Here's my most recent video - which I already posted on this forum - but its entirely on a gopro, so you may want to check it out. Also it should link you to my other videos - which are all filmed on a GoPro (except the snake one)- you can see my progression with editing, especially in regards to color enhancement and such (raw video from the gopro is a bit flat - you can sharpen it and increase the dynamic color range, etc. in Cineform - which you download for free off gopro's site)
Definitely worth the money,in my opinion, if you plan on using the footage.
Crap. Use a contour sometimes and have now had it fall off 2 times while mid route. It's survived the falls too which is amazing but still... If you use a contour make sure the mount is backed up with something.
The footage is cool, but just can't find the time to put it together...
2 reasons why I don't have one: I don't like the look of the footage.

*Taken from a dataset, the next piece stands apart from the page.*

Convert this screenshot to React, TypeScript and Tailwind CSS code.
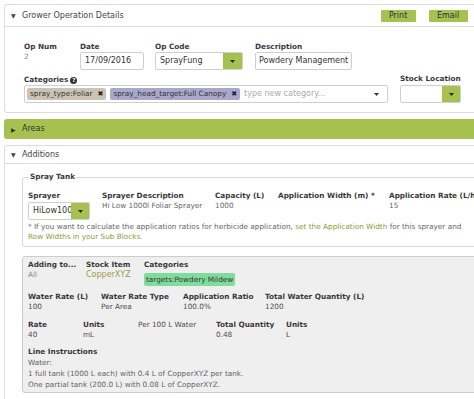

The compression is ugly, and I don't typically care for fisheye shots. POV footage of climbing is excruciatingly boring except in tiny doses.
It doesn't have to be in wide angle. It can do narrow angle as well.
Cutting and choosing a soundtrack on youtube takes about 15-30 minutes. Very primitive, but it's all the time I have.
In most cases I use GoPro as a standstill camera. Especially when working on a route way above my head and hanging a lot. I just set it to time lapse and end up with one or two worthwhile pictures out several thousand.